If you continue missing payments, the situation gets more serious. For secured loans like mortgages and auto loans, the lender’s ultimate remedy is taking the collateral. With a mortgage, that means foreclosure proceedings, which vary by state but generally require formal notice and a waiting period before the lender can sell the property. With an auto loan, repossession can happen more quickly. In most states, the lender can take the vehicle without a court order once you’re in default, though written notice requirements vary. If the collateral sells for less than what you owe, the lender may pursue you for the remaining balance.
For unsecured personal loans, the lender can’t seize specific property, but they can send the debt to collections, report the delinquency to credit bureaus, and eventually sue for a judgment. Every missed payment appears on your credit report and can remain there for seven years.

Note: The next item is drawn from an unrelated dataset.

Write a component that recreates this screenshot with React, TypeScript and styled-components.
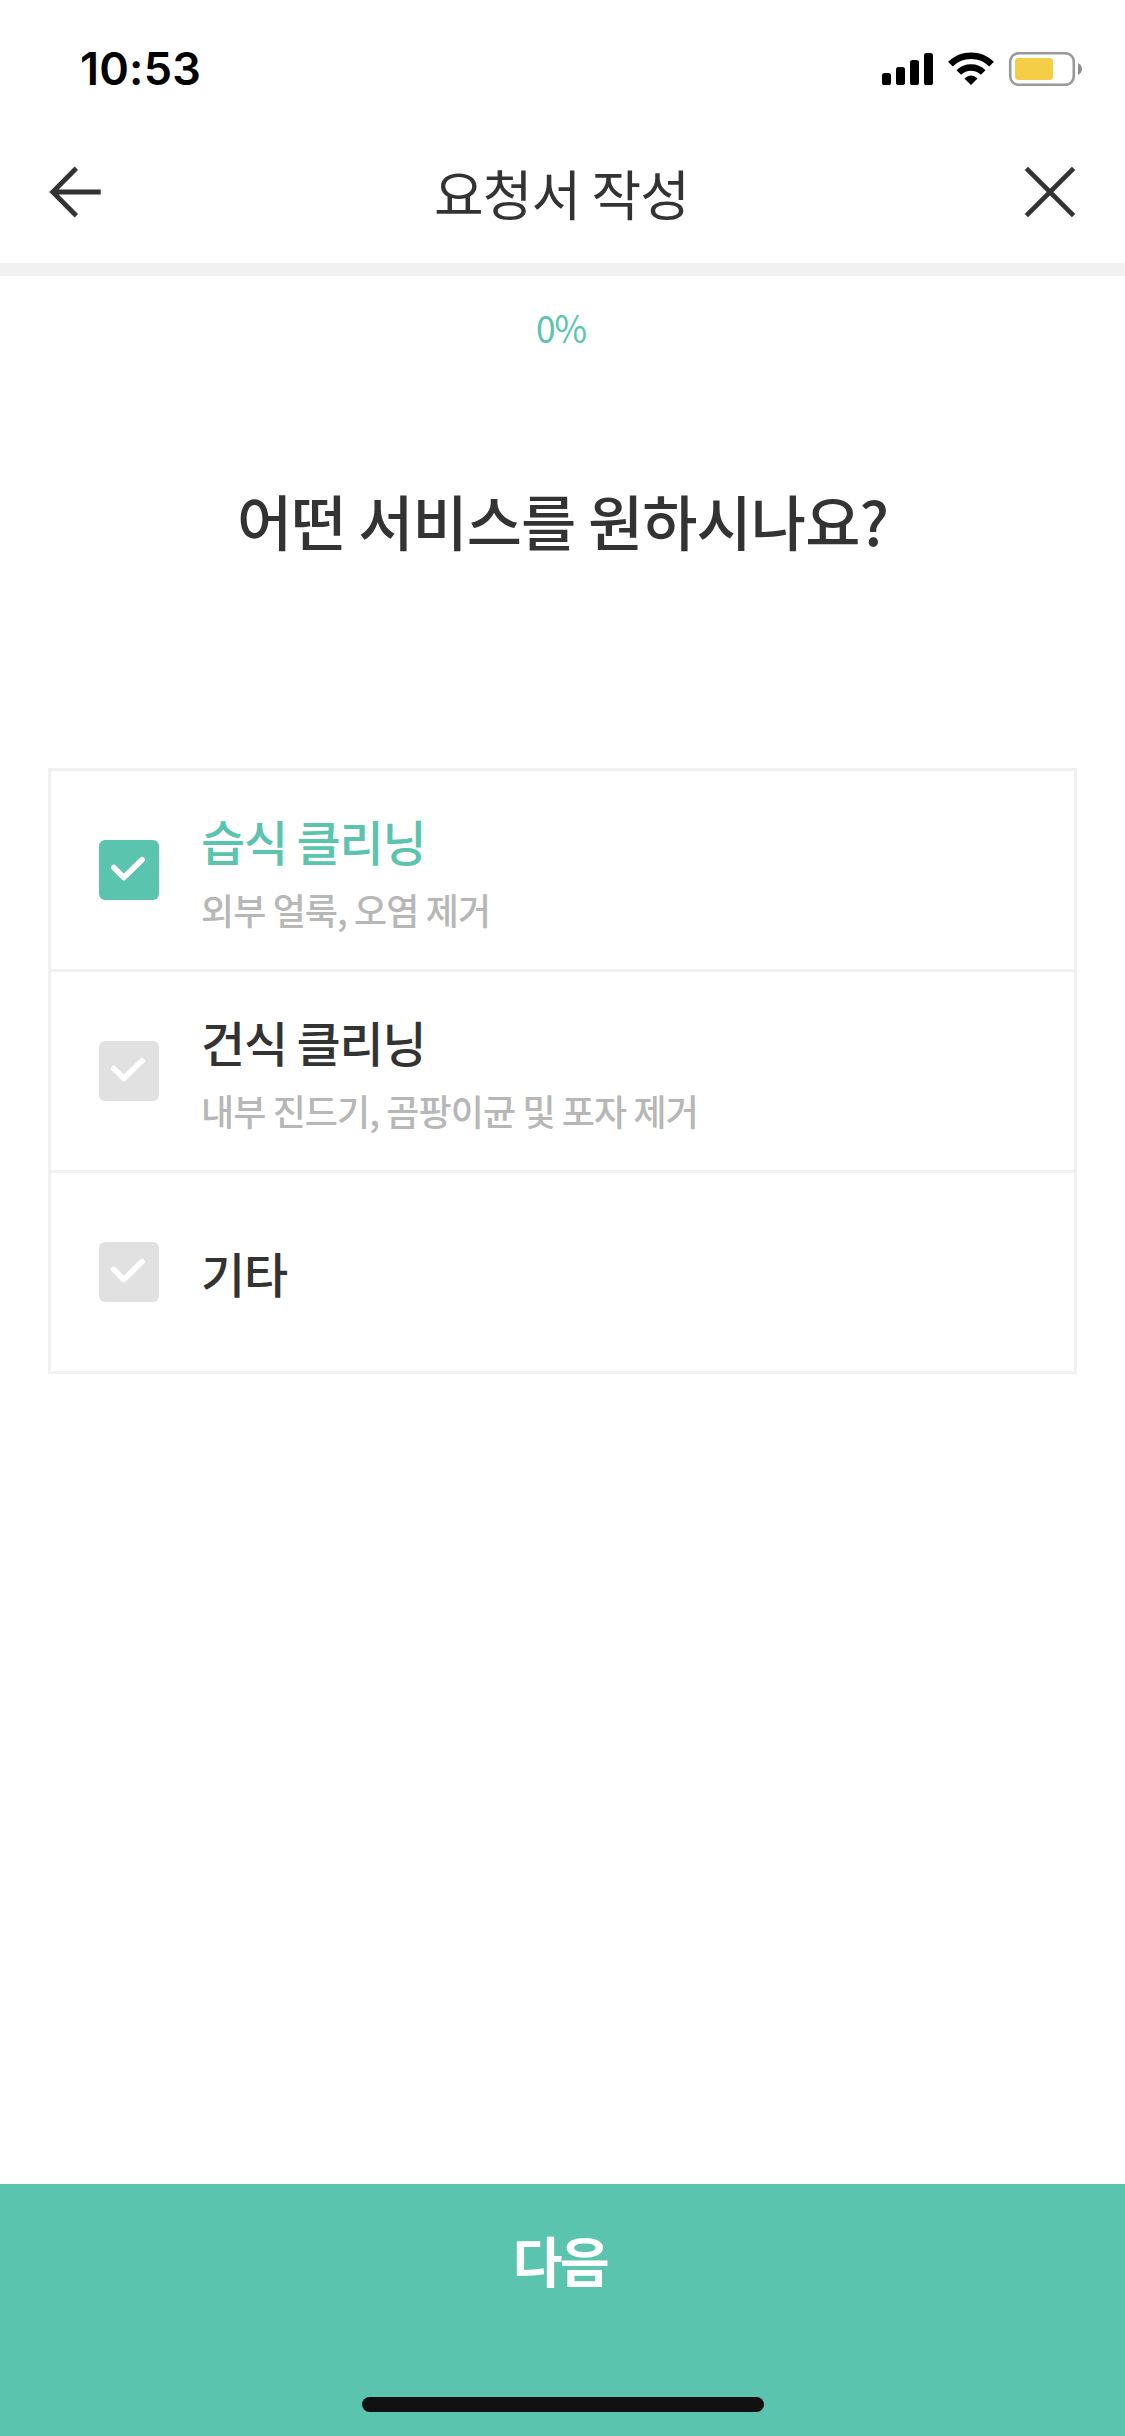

Closed-end installment loans influence your credit in two main ways. Payment history is the single largest factor in credit scoring, accounting for roughly 35% of a FICO score. Every on-time payment on your mortgage or auto loan builds that track record. A single late payment reported to the bureaus, conversely, can cause a noticeable drop.
Credit mix also plays a role, though a smaller one at about 10% of your score. Scoring models look at whether you can handle different types of credit. Having an installment loan alongside revolving accounts (credit cards) demonstrates a broader borrowing history.
Here’s the counterintuitive part: paying off an installment loan can actually cause a temporary score dip. Closing the account reduces the diversity of your active credit mix, and if it was your oldest account, it can shorten your average credit age. The drop is generally small and tends to recover within 30 to 45 days. Don’t let this quirk discourage you from paying off debt. The long-term financial benefit of eliminating an interest-bearing obligation almost always outweighs a brief scoring hiccup.